St Gwenog's Church is a Church in Wales church near Llanybydder, Ceredigion, Wales. It is a medieval building dating back to the late fourteenth century and is situated in the hamlet of Llanwenog on a minor road off the A475 near Drefach, Ceredigion. It is a Grade I-listed building.

This is a medieval church, and the only one dedicated to Saint Gwenog. It dates to the late fourteenth and fifteenth centuries, with the fine tower being added some time after 1485. It bears a plaque with the arms of Rhys ap Thomas, Lord of Dinefwr and Carew. The interior has the original fifteenth-century barrel roof. The pews and other church furnishings are elaborately carved. Some of the work was done by and to the design of Colonel Herbert Davies-Evans of Highmead at the beginning of the twentieth century, and others by the celebrated Belgian wood-carver, Joseph Reubens of Bruges during the period 1914 to 1919.

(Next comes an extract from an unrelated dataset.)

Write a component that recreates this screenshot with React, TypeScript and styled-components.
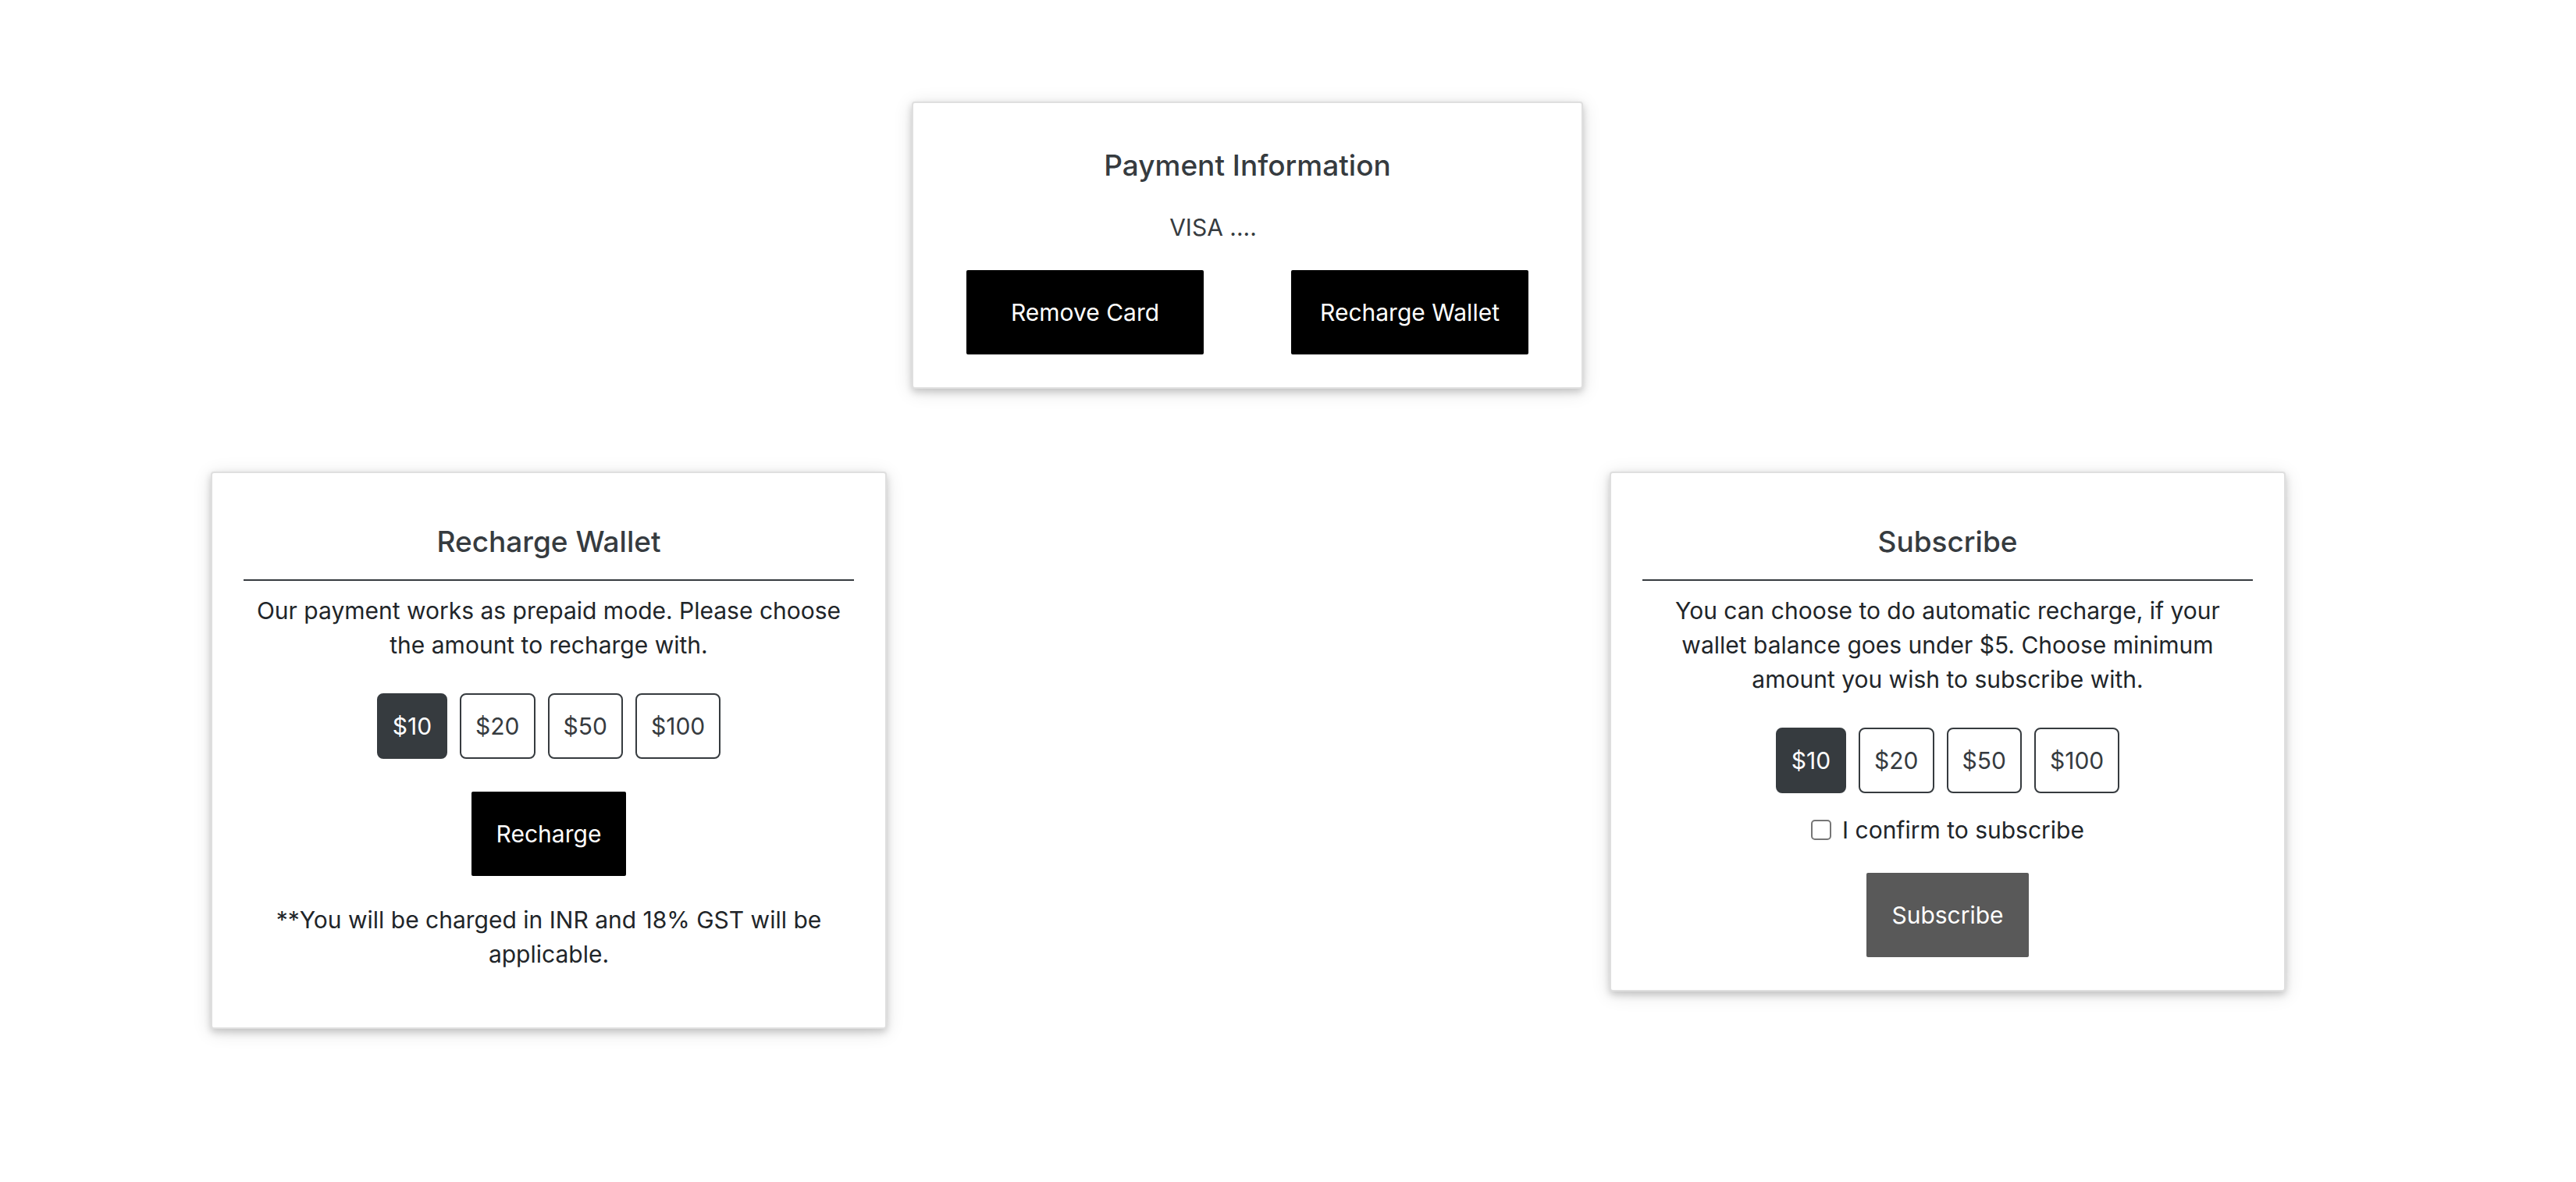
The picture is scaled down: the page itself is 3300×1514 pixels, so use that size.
import React, { useState } from 'react';
import styled, { createGlobalStyle } from 'styled-components';

const GlobalStyle = createGlobalStyle`
  *, *::before, *::after { box-sizing: border-box; }
  body {
    margin: 0;
    background: #fff;
    color: #212529;
    font-family: Inter, "Liberation Sans", sans-serif;
    font-size: 30px;
    line-height: 44px;
  }
`;

const Page = styled.main`
  display: flex;
  flex-direction: column;
  gap: 106px;
  padding: 130px 104px 130px 0;
`;

const Columns = styled.div`
  display: flex;
  flex-wrap: wrap;
  align-items: flex-start;
  justify-content: space-between;
  gap: 106px;
  padding: 0 268px 0 270px;
`;

const Card = styled.section<{ $width: number }>`
  display: flex;
  flex-direction: column;
  align-items: center;
  width: 100%;
  max-width: ${({ $width }) => $width}px;
  padding: 64px 40px 42px;
  border: 2px solid #dfdfdf;
  border-radius: 4px;
  background: #fff;
  box-shadow: 0 4px 10px rgba(0, 0, 0, 0.18), 0 4px 24px rgba(0, 0, 0, 0.12);
  text-align: center;
`;

const PaymentCard = styled(Card)`
  align-self: center;
  padding: 56px 68px 42px;
`;

const Title = styled.h2`
  margin: 0;
  color: #363b3f;
  font-size: 37px;
  font-weight: 500;
  line-height: 48px;
`;

const RuledTitle = styled(Title)`
  align-self: stretch;
  padding-bottom: 24px;
  border-bottom: 2px solid #363b3f;
`;

const CardNumber = styled.p`
  margin: 33px 0;
  padding-right: 88px;
  color: #363b3f;
`;

const Text = styled.p`
  margin: 16px 0 40px;
`;

const Note = styled.p`
  margin: 34px 0 30px;
`;

const Actions = styled.div`
  display: grid;
  grid-template-columns: 1fr 1fr;
  gap: 112px;
  width: 100%;
`;

const Button = styled.button`
  height: 108px;
  padding: 0 32px;
  border: 0;
  border-radius: 2px;
  background: #000;
  color: #fff;
  font: inherit;
  white-space: nowrap;
  cursor: pointer;

  &:disabled {
    background: #595959;
    cursor: default;
  }
`;

const Amounts = styled.div<{ $space: number }>`
  display: flex;
  gap: 16px;
  margin-bottom: ${({ $space }) => $space}px;
`;

const Amount = styled.button<{ $active: boolean }>`
  height: 84px;
  padding: 0 18px;
  border: 2px solid #363b3f;
  border-radius: 8px;
  background: ${({ $active }) => ($active ? '#363b3f' : '#fff')};
  color: ${({ $active }) => ($active ? '#fff' : '#363b3f')};
  font: inherit;
  cursor: pointer;
`;

const Confirm = styled.label`
  display: flex;
  align-items: center;
  gap: 14px;
  margin-bottom: 33px;
`;

const Checkbox = styled.input`
  appearance: none;
  width: 26px;
  height: 26px;
  margin: 0;
  border: 2px solid #767676;
  border-radius: 5px;
  background: #fff;

  &:checked {
    background: #0075ff;
    border-color: #0075ff;
  }
`;

const AMOUNTS = [10, 20, 50, 100];

function AmountPicker({ label, space }: { label: string; space: number }) {
  const [selected, setSelected] = useState(10);
  return (
    <Amounts role="group" aria-label={label} $space={space}>
      {AMOUNTS.map((amount) => (
        <Amount
          key={amount}
          type="button"
          aria-pressed={amount === selected}
          $active={amount === selected}
          onClick={() => setSelected(amount)}
        >
          ${amount}
        </Amount>
      ))}
    </Amounts>
  );
}

export default function App() {
  const [confirmed, setConfirmed] = useState(false);
  return (
    <>
      <GlobalStyle />
      <Page>
        <PaymentCard $width={860}>
          <Title>Payment Information</Title>
          <CardNumber>VISA ....</CardNumber>
          <Actions>
            <Button type="button">Remove Card</Button>
            <Button type="button">Recharge Wallet</Button>
          </Actions>
        </PaymentCard>
        <Columns>
          <Card $width={866}>
            <RuledTitle>Recharge Wallet</RuledTitle>
            <Text>Our payment works as prepaid mode. Please choose the amount to recharge with.</Text>
            <AmountPicker label="Recharge amount" space={42} />
            <Button type="button">Recharge</Button>
            <Note>**You will be charged in INR and 18% GST will be applicable.</Note>
          </Card>
          <Card $width={866}>
            <RuledTitle>Subscribe</RuledTitle>
            <Text>
              You can choose to do automatic recharge, if your wallet balance goes under $5. Choose minimum amount you
              wish to subscribe with.
            </Text>
            <AmountPicker label="Subscription amount" space={25} />
            <Confirm htmlFor="confirm-subscribe">
              <Checkbox
                id="confirm-subscribe"
                type="checkbox"
                checked={confirmed}
                onChange={(event) => setConfirmed(event.target.checked)}
              />
              I confirm to subscribe
            </Confirm>
            <Button type="button" disabled={!confirmed}>
              Subscribe
            </Button>
          </Card>
        </Columns>
      </Page>
    </>
  );
}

The church was granted Grade I-listed status on 6 March 1964, for being "the most complete medieval church in Cardiganshire, with fine late C15 roof and tower". Coflein's description states that "The nave and chancel may date from the fourteenth century. The chapel is thought to be fifteenth century."

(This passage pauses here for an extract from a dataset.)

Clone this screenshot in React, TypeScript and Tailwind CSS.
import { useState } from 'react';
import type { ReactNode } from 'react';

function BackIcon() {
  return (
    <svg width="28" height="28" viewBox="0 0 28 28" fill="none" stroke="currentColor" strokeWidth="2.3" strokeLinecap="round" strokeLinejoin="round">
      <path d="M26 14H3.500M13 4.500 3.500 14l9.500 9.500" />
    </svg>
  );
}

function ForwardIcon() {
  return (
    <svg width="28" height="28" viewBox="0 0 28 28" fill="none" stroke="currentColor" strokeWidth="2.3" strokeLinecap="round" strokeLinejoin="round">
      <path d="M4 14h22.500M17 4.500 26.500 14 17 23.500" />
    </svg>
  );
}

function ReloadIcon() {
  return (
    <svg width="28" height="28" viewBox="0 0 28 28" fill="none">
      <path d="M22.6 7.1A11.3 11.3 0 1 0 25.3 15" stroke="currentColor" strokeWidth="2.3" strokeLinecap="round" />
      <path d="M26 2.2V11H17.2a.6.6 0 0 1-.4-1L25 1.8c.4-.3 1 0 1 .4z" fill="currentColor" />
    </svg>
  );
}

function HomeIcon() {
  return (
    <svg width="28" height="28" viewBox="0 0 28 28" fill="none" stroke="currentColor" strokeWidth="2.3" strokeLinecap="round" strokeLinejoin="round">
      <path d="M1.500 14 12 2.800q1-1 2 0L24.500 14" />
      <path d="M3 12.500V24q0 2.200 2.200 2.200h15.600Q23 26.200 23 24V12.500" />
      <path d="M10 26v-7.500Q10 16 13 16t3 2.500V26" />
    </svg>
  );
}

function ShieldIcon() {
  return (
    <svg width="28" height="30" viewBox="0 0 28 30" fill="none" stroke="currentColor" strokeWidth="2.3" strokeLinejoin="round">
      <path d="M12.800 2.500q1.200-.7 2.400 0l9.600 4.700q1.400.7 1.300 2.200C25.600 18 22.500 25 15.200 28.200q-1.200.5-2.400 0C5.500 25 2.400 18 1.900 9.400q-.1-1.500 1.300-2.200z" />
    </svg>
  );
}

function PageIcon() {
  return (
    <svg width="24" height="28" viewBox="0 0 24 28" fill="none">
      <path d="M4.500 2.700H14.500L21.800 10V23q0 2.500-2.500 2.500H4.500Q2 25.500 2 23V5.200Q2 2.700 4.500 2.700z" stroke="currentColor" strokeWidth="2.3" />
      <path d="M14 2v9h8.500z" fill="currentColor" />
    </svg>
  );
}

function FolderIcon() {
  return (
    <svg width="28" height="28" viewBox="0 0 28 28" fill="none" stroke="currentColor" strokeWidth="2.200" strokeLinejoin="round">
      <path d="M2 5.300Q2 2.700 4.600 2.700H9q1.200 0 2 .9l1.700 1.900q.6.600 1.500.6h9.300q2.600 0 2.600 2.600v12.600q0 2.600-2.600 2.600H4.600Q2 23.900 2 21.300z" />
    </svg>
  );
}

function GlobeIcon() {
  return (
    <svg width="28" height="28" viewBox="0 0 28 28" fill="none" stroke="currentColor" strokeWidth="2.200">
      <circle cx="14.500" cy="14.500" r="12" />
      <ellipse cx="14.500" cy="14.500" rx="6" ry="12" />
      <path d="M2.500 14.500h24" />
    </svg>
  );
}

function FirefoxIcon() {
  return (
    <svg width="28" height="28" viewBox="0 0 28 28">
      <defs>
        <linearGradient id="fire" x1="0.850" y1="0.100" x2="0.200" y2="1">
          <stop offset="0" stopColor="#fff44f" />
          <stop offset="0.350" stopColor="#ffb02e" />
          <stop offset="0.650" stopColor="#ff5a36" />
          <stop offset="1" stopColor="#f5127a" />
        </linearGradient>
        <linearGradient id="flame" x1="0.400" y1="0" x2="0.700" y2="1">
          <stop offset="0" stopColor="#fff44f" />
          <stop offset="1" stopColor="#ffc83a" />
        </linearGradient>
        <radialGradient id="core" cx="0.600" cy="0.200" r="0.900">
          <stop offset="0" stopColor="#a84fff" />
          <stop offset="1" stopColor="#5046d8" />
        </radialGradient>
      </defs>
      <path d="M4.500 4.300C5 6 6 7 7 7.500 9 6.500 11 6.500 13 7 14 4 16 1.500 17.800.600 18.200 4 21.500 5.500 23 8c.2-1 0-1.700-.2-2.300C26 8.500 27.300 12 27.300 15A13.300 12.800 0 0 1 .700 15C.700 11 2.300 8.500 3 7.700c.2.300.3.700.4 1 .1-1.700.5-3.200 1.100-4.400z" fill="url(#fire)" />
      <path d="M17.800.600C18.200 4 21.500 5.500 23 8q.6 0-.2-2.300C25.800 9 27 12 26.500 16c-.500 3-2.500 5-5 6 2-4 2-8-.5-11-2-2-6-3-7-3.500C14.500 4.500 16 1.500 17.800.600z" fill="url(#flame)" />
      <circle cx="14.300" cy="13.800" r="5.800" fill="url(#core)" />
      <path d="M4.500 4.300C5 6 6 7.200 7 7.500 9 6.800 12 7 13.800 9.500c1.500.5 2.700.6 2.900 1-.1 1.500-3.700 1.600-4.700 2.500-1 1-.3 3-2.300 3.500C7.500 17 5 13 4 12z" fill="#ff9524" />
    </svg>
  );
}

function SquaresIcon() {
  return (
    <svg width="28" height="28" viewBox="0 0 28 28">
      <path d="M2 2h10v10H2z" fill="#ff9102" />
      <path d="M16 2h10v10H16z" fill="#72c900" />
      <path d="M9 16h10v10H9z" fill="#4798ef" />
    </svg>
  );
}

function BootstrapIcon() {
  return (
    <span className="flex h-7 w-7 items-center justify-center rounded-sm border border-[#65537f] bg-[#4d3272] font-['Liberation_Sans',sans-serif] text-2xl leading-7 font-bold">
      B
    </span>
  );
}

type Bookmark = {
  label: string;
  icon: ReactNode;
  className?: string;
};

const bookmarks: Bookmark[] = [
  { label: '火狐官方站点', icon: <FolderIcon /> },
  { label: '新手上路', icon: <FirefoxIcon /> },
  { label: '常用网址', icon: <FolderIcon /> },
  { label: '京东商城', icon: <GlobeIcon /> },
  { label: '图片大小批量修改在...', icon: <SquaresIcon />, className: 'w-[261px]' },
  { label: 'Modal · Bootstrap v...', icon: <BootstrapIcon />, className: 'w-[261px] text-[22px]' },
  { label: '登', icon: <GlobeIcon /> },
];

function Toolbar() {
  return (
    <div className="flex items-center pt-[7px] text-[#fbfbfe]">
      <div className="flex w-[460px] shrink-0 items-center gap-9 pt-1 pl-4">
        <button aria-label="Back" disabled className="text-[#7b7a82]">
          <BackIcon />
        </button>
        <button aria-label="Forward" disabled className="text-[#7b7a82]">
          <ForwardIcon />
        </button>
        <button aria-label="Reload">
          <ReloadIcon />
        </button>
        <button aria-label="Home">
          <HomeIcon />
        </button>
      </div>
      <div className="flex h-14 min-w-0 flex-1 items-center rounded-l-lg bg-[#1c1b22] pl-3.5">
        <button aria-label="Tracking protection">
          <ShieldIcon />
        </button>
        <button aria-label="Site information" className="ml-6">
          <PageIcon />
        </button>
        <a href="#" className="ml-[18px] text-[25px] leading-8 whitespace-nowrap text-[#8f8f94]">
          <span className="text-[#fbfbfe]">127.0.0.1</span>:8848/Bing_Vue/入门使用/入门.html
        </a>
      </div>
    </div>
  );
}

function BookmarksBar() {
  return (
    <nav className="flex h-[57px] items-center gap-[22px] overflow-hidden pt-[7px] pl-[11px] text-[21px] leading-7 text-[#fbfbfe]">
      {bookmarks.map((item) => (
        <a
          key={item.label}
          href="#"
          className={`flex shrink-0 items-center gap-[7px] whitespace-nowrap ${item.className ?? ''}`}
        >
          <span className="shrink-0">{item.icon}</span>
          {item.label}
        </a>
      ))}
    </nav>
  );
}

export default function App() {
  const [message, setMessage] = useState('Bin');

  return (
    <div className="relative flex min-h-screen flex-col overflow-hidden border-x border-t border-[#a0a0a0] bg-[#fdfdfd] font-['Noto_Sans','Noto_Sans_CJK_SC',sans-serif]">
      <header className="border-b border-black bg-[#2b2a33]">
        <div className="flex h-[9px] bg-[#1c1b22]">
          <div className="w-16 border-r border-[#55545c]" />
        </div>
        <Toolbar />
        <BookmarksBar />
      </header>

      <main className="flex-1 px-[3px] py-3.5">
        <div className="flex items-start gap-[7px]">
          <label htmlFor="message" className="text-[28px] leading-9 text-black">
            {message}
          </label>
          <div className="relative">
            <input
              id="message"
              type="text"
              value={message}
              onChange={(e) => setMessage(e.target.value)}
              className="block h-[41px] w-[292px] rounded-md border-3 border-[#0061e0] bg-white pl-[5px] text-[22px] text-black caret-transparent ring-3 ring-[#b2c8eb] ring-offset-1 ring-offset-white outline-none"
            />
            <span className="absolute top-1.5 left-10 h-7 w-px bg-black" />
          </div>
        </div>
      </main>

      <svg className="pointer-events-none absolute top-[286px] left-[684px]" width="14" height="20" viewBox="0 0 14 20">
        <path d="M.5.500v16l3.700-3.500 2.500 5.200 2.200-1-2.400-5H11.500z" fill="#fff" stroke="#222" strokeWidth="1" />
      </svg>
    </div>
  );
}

The church is in the United Benefice of Lampeter and Archdeaconry of Cardigan in the Diocese of St Davids.

==St Gwenog==
Little is known about Saint Gwenog. A 2015 guide to the church says that:
It is quite probable that Gwenog was first known by the name of Gwenllian or Gwen the Nun, and that it was she who established a preaching station, and erected a cross at Croesgwenllian – the farm-house which is situated only a short distance from the Church.

Sabine Baring-Gould describes her as "Virgin" and says that "The pedigree of Gwenog is nowhere given". Nicholas Harris Nicolas lists her saint's day as 3 January, and Smith and Wace state that she was from the 7th century.